The Army has always been regretting the blunting of the ‘Combat Edge’ it had over its traditional adversary. The calculation of force ratios between the adversaries was hitherto done on a service to service basis - our Army versus the opponent’s, our Navy and Air Force versus the opponent’s. This gave us a skewed idea of the capability of our armed forces as a whole vis-à-vis our adversary. Wars are not fought service wise. All the services have to join during combat. In such a milieu, the three services should be integrated into one strong unified force with – unity of command and control, total synergy in operations, and much superior and economical employment of the resources available to the armed forces.
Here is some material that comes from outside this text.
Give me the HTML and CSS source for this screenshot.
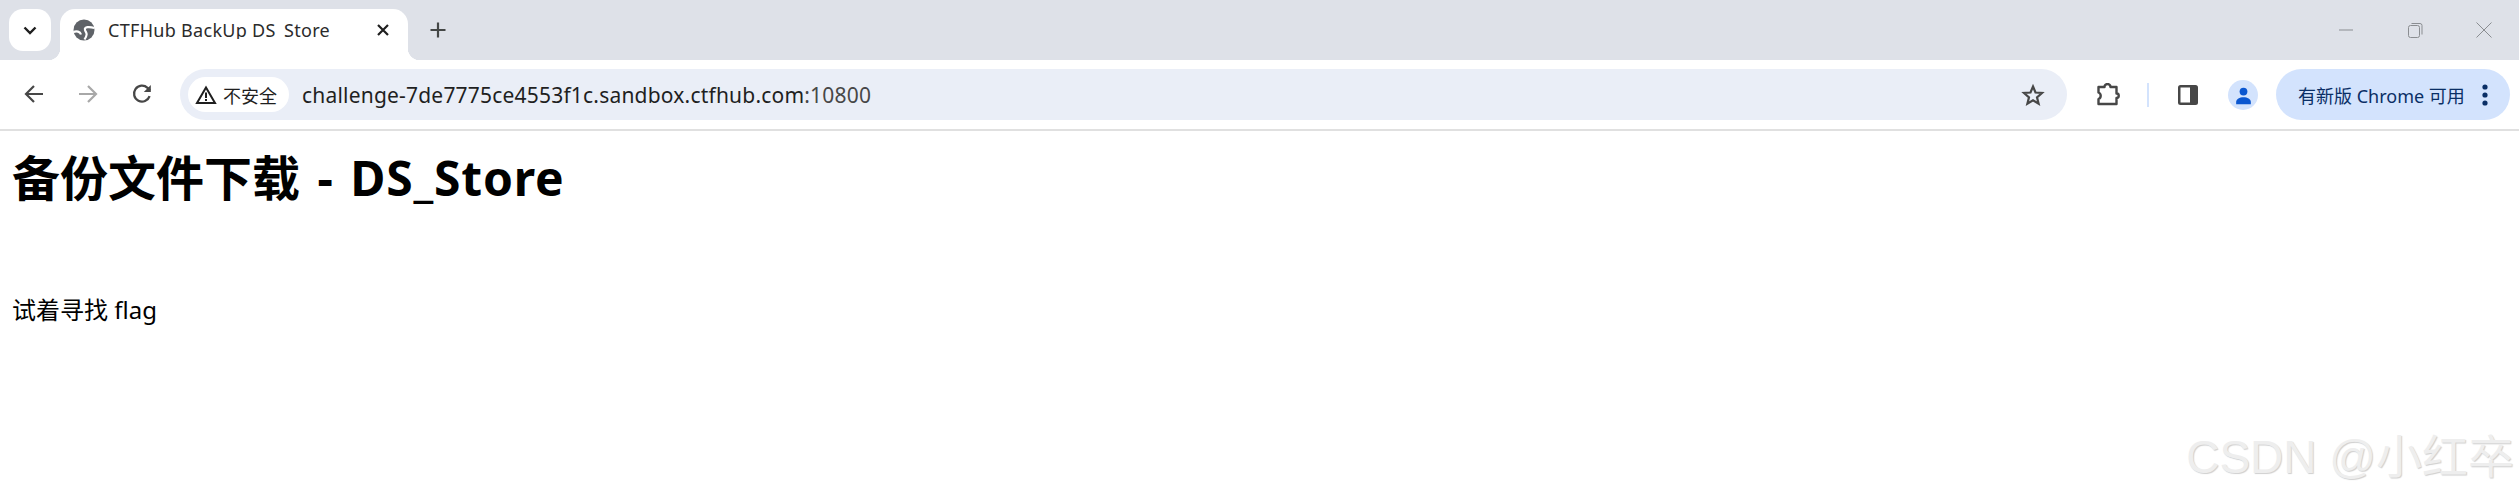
FILE: index.html
```html
<!DOCTYPE html>
<html lang="zh-CN">
<head>
  <meta charset="UTF-8">
  <title>CTFHub BackUp DS_Store</title>
  <link rel="stylesheet" href="styles.css">
</head>
<body>
  <div class="browser">
    <div class="tabstrip">
      <div class="tab-search">
        <svg width="18" height="18" viewBox="0 0 18 18"><path d="M3.500 6.500 9 12l5.500-5.500" fill="none" stroke="#1f1f1f" stroke-width="2.400"/></svg>
      </div>
      <div class="tab">
        <svg class="favicon" width="22" height="22" viewBox="0 0 22 22">
          <circle cx="11" cy="11" r="10.500" fill="#5f6368"/>
          <path d="M21.500 9C16.500 7.500 11 7.500 12 11c.8 3 3.500 3-.5 9.500M.5 13c3-1.200 6.500-.5 7.500 2.500" fill="none" stroke="#fff" stroke-width="2.200"/>
        </svg>
        <span class="tab-title">CTFHub BackUp DS_Store</span>
        <svg class="tab-close" width="14" height="14" viewBox="0 0 14 14"><path d="M2 2l10 10M12 2 2 12" stroke="#1f1f1f" stroke-width="2.200"/></svg>
      </div>
      <svg class="new-tab" width="16" height="16" viewBox="0 0 16 16"><path d="M8 .5v15M.5 8h15" stroke="#444746" stroke-width="2.200"/></svg>
      <div class="window-controls">
        <svg width="16" height="16" viewBox="0 0 16 16"><path d="M1 8h14" stroke="#8a8d91" stroke-width="1"/></svg>
        <svg width="16" height="16" viewBox="0 0 16 16" fill="none" stroke="#8a8d91"><rect x="1.500" y="3.500" width="11" height="12" rx="2"/><path d="M4.500 1.500h8.500a2 2 0 0 1 2 2v9"/></svg>
        <svg width="16" height="16" viewBox="0 0 16 16"><path d="M.5.500l15 15M15.500.500l-15 15" stroke="#8a8d91" stroke-width="1"/></svg>
      </div>
    </div>

    <div class="toolbar">
      <div class="nav-buttons">
        <svg width="20" height="20" viewBox="0 0 20 20" fill="none" stroke="#474747" stroke-width="2.200"><path d="M19 10H2M10 2l-8 8 8 8"/></svg>
        <svg width="20" height="20" viewBox="0 0 20 20" fill="none" stroke="#a8a8a8" stroke-width="2.200"><path d="M1 10h17M10 2l8 8-8 8"/></svg>
        <svg width="20" height="20" viewBox="0 0 20 20" fill="none" stroke="#474747" stroke-width="2.300"><path d="M17.600 12.200A8 8 0 1 1 15.500 3.800L18 6.500"/><path d="M18.800 1v7h-7" fill="#474747" stroke="none"/></svg>
      </div>
      <div class="omnibox">
        <div class="security-chip">
          <svg width="22" height="20" viewBox="0 0 22 20"><path d="M11 2.500 20 18H2Z" fill="none" stroke="#1f1f1f" stroke-width="2"/><path d="M10 7.500h2v5.500h-2zM10 14h2v2h-2z" fill="#1f1f1f"/></svg>
          <span>不安全</span>
        </div>
        <div class="url">challenge-7de7775ce4553f1c.sandbox.ctfhub.com<span class="url-port">:10800</span></div>
        <svg class="star" width="24" height="24" viewBox="0 0 24 24"><path d="M12 3.500l2.500 6 6.500.5-5 4.300 1.600 6.400L12 17.300l-5.600 3.400L8 14.300 3 10l6.500-.5Z" fill="none" stroke="#474747" stroke-width="2.200" stroke-linejoin="miter"/></svg>
      </div>
      <svg class="ext-icon" width="26" height="24" viewBox="0 0 26 24"><path d="M2.500 4h6a3 3 0 0 1 6 0h6v6.500a2.200 2.200 0 0 1 0 4.500V21H2.500v-5a3.500 3.500 0 0 0 0-6.500Z" fill="none" stroke="#474747" stroke-width="2.400" stroke-linejoin="round"/></svg>
      <div class="toolbar-sep"></div>
      <svg class="side-icon" width="22" height="22" viewBox="0 0 22 22"><rect x="1" y="1" width="20" height="20" rx="2.500" fill="#474747"/><rect x="3.500" y="3.500" width="9.500" height="15" fill="#fff"/></svg>
      <div class="avatar">
        <svg width="22" height="22" viewBox="0 0 22 22"><circle cx="11" cy="6.500" r="4.500" fill="#0b57d0"/><path d="M2.500 21v-2.500c0-3.500 4-5.500 8.500-5.500s8.500 2 8.500 5.500V21Z" fill="#0b57d0"/></svg>
      </div>
      <div class="update-pill">
        <span>有新版 Chrome 可用</span>
        <svg width="6" height="22" viewBox="0 0 6 22"><circle cx="3" cy="3" r="2.600" fill="#0a2f66"/><circle cx="3" cy="11" r="2.600" fill="#0a2f66"/><circle cx="3" cy="19" r="2.600" fill="#0a2f66"/></svg>
      </div>
    </div>

    <div class="page">
      <h1>备份文件下载 - <span class="h1-latin">DS_Store</span></h1>
      <p>试着寻找 flag</p>
      <div class="watermark">CSDN @小红卒</div>
    </div>
  </div>
</body>
</html>
```

FILE: styles.css
```css
* {
  box-sizing: border-box;
}
html, body {
  margin: 0;
  height: 100%;
  overflow: hidden;
}
body {
  background-color: white;
  color: black;
  font-family: "Noto Sans", "Noto Sans CJK SC", sans-serif;
}
.browser {
  display: flex;
  flex-direction: column;
  height: 100%;
}
.tabstrip {
  background-color: #dee1e8;
  height: 60px;
  display: flex;
  align-items: flex-start;
  padding: 9px 0 0 9px;
  flex-shrink: 0;
}
.tab-search {
  width: 42px;
  height: 42px;
  background-color: white;
  border-radius: 14px;
  display: flex;
  align-items: center;
  justify-content: center;
}
.tab {
  position: relative;
  margin-left: 9px;
  width: 348px;
  height: 51px;
  background-color: white;
  border-radius: 15px 15px 0 0;
  display: flex;
  align-items: center;
  padding: 0 18px 9px 13px;
}
.tab::before,
.tab::after {
  content: "";
  position: absolute;
  bottom: 0;
  width: 12px;
  height: 12px;
}
.tab::before {
  left: -12px;
  background: radial-gradient(circle at 0 0, #dee1e8 12px, white 12.500px);
}
.tab::after {
  right: -12px;
  background: radial-gradient(circle at 100% 0, #dee1e8 12px, white 12.500px);
}
.favicon {
  flex-shrink: 0;
}
.tab-title {
  margin-left: 13px;
  font-size: 18px;
  line-height: 24px;
  color: #2b2b2b;
  white-space: nowrap;
  flex: 1;
  letter-spacing: 0.3px;
  clip-path: inset(0 0 3px 0);
}
.new-tab {
  margin: 13px 0 0 22px;
}
.window-controls {
  margin-left: auto;
  margin-top: 13px;
  width: 181px;
  padding-right: 27px;
  display: flex;
  justify-content: space-between;
}
.toolbar {
  background-color: white;
  height: 71px;
  border-bottom: 2px solid #e0e0e0;
  display: flex;
  align-items: flex-start;
  padding-top: 9px;
  flex-shrink: 0;
  position: relative;
  border-radius: 12px 12px 0 0;
}
.nav-buttons {
  width: 180px;
  padding: 15px 0 0 24px;
  display: flex;
  gap: 34px;
  flex-shrink: 0;
}
.omnibox {
  width: 1887px;
  height: 51px;
  background-color: #eaeef7;
  border-radius: 26px;
  display: flex;
  align-items: center;
  padding: 0 22px 0 8px;
  flex-shrink: 0;
}
.security-chip {
  width: 101px;
  height: 35px;
  background-color: white;
  border-radius: 18px;
  display: flex;
  align-items: center;
  padding-left: 7px;
  gap: 6px;
  font-size: 18px;
  color: #1f1f1f;
  flex-shrink: 0;
}
.url {
  margin-left: 13px;
  font-size: 21px;
  color: #1f1f1f;
  flex: 1;
  white-space: nowrap;
  letter-spacing: 0.2px;
}
.url-port {
  color: #474747;
}
.ext-icon {
  margin: 14px 0 0 29px;
  flex-shrink: 0;
}
.toolbar-sep {
  width: 2px;
  height: 24px;
  margin: 14px 0 0 25px;
  background-color: #d3e3fd;
  flex-shrink: 0;
}
.side-icon {
  margin: 15px 0 0 28px;
  flex-shrink: 0;
}
.avatar {
  width: 30px;
  height: 30px;
  margin: 11px 0 0 29px;
  border-radius: 50%;
  background-color: #d3e3fd;
  display: flex;
  align-items: center;
  justify-content: center;
  flex-shrink: 0;
}
.avatar svg {
  width: 19px;
  height: 19px;
}
.update-pill {
  width: 234px;
  height: 51px;
  margin-left: 18px;
  background-color: #d3e3fd;
  border-radius: 26px;
  display: flex;
  align-items: center;
  justify-content: space-between;
  padding: 0 22px;
  font-size: 18px;
  color: #0a2f66;
  white-space: nowrap;
  flex-shrink: 0;
}
.page {
  flex: 1;
  position: relative;
  padding: 0 12px;
}
h1 {
  font-size: 48px;
  font-weight: bold;
  margin: 15px 0 0;
  line-height: 64px;
  word-spacing: 5px;
}
.h1-latin {
  letter-spacing: 0.8px;
}
p {
  font-size: 24px;
  line-height: 32px;
  margin: 84px 0 0;
}
.watermark {
  position: absolute;
  right: 5px;
  bottom: 15px;
  font-family: "Liberation Sans", "Noto Sans CJK SC", sans-serif;
  font-size: 46px;
  color: #eeeeee;
  text-shadow: 1px 1px 1px #cfcfcf;
}
```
There is bound to be great opposition to this idea, just as in the case of formation of the Andaman and Nicobar Command (ANC) in 2001-2002. There is no escaping the military logic of creating suitably constituted integrated theatre commands and functional (non-territorial) commands for the Armed Forces as a whole. The benefits that will accrue are : cohesion among the services, synergy leading to maximisation of combat power, better exploitation of the RMA brought about by C4I2 enabling Network Centric Warfare (NCW), strategic and intra- theatre flexibility in handling of resources and, above all, classic unity of effort. No specific solutions are offered for the creation of such integrated theatre commands. If the idea suggested above raises discussion on this important issue, our aim would have been achieved. Hopefully, this idea too, is NOT put into cold storage like the creation of the post of Chief of the Defence Staff!